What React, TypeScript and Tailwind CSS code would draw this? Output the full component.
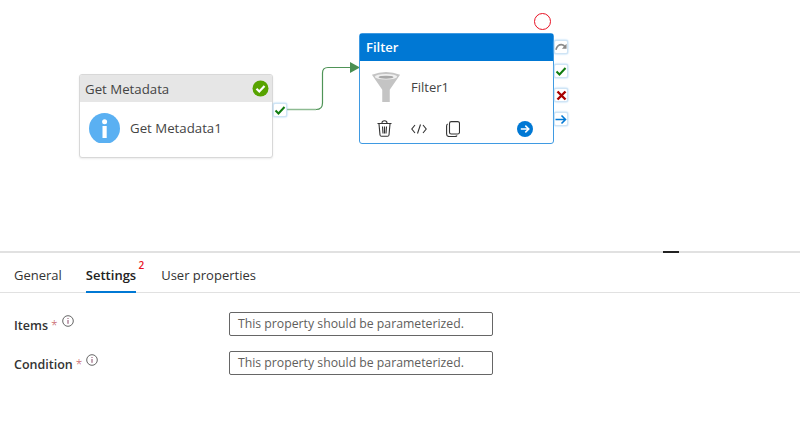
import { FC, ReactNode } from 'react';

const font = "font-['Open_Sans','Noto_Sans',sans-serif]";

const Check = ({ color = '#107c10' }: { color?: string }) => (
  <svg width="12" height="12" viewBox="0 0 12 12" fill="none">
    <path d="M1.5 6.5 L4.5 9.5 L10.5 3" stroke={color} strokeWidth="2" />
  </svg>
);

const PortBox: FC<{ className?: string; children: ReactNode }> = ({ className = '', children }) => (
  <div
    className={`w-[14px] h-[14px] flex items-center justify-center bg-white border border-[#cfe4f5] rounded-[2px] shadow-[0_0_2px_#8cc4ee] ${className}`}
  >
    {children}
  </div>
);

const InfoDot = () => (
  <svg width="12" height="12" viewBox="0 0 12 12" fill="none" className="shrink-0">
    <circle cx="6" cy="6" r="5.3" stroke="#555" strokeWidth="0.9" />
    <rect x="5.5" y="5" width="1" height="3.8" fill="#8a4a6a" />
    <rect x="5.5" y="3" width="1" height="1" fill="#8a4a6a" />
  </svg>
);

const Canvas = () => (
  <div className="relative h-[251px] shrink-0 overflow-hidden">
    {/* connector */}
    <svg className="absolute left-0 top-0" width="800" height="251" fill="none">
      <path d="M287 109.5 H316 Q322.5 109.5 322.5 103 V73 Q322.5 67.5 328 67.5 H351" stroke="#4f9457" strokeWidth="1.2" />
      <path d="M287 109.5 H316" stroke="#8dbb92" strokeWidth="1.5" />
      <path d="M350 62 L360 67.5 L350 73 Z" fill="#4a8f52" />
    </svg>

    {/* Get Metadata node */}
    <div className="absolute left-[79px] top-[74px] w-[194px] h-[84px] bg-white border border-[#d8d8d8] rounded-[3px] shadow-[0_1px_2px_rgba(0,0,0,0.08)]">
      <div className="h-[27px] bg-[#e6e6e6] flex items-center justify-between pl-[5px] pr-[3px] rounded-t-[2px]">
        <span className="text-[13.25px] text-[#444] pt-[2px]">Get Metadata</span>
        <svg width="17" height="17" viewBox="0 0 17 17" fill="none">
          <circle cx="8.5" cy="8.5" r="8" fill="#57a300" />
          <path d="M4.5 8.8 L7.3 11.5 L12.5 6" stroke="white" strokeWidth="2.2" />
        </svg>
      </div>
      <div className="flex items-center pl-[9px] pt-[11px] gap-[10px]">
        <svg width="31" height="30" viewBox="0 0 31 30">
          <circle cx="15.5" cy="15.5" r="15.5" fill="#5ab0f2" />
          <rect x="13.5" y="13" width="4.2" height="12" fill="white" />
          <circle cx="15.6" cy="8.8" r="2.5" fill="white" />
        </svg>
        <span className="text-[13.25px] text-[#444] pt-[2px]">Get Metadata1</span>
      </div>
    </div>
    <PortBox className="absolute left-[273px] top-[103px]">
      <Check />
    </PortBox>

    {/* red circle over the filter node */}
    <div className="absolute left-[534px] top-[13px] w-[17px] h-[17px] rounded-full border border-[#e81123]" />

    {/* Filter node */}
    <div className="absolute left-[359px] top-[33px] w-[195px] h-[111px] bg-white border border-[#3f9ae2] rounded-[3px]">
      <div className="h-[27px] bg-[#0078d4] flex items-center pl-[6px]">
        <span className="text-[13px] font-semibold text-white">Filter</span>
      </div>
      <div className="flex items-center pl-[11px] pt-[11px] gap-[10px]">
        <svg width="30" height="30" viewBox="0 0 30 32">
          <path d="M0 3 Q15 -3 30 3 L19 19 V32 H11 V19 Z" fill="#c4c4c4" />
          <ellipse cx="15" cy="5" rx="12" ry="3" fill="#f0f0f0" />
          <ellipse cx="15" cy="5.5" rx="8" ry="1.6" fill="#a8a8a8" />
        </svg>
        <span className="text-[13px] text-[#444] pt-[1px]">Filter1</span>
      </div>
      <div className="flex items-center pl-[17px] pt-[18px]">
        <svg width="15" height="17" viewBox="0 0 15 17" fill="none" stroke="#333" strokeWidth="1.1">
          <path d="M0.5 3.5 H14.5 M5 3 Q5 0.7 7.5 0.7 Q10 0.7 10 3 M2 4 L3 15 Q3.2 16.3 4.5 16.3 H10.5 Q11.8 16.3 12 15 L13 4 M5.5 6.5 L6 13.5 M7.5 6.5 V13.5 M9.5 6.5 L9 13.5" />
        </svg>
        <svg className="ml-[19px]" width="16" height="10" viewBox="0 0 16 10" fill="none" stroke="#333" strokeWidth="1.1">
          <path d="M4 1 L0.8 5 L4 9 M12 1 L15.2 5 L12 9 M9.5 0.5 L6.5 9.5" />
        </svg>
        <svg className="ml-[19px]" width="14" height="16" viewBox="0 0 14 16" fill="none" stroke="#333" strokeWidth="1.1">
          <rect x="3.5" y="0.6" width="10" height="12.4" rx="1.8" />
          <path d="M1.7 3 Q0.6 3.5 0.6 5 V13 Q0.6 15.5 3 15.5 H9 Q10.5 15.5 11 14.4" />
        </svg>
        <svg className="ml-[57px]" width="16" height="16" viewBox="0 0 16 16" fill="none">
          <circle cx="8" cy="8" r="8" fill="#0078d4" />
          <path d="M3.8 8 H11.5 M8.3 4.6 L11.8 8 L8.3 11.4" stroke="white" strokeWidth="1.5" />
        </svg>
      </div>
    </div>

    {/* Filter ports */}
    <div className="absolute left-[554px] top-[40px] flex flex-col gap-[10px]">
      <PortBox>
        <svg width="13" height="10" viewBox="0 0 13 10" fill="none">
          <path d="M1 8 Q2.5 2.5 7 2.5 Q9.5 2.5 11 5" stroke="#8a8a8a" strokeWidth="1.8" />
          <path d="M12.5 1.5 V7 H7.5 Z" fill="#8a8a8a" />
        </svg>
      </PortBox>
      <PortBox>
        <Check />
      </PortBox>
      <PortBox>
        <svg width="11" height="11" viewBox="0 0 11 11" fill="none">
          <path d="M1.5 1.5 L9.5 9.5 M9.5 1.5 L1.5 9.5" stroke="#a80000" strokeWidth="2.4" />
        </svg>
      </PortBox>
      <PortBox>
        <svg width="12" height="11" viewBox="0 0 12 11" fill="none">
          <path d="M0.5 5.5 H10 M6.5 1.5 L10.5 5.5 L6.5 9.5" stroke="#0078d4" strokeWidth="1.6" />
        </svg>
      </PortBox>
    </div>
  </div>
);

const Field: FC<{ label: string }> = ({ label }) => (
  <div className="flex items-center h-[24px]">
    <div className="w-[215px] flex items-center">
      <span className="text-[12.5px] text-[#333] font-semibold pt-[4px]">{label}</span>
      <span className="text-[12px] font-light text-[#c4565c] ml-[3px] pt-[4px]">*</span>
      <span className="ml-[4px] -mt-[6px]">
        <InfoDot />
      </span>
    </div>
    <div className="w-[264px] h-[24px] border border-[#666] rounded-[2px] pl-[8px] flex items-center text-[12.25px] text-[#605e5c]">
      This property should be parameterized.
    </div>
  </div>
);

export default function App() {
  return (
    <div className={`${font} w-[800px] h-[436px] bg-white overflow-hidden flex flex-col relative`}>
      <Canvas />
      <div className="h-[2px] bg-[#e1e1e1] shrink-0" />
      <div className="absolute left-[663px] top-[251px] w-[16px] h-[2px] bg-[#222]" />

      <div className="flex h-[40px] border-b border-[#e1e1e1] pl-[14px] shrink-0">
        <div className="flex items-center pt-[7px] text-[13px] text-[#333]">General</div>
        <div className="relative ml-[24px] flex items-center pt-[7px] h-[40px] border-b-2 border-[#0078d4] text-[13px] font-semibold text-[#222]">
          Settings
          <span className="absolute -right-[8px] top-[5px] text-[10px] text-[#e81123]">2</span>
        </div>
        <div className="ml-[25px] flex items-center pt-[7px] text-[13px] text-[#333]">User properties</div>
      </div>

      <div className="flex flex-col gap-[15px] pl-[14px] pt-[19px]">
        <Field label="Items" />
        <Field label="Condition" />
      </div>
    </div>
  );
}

Task statement: Copy each line above that contains the word "full".

Exercise answer:
What React, TypeScript and Tailwind CSS code would draw this? Output the full component.
    <div className="absolute left-[534px] top-[13px] w-[17px] h-[17px] rounded-full border border-[#e81123]" />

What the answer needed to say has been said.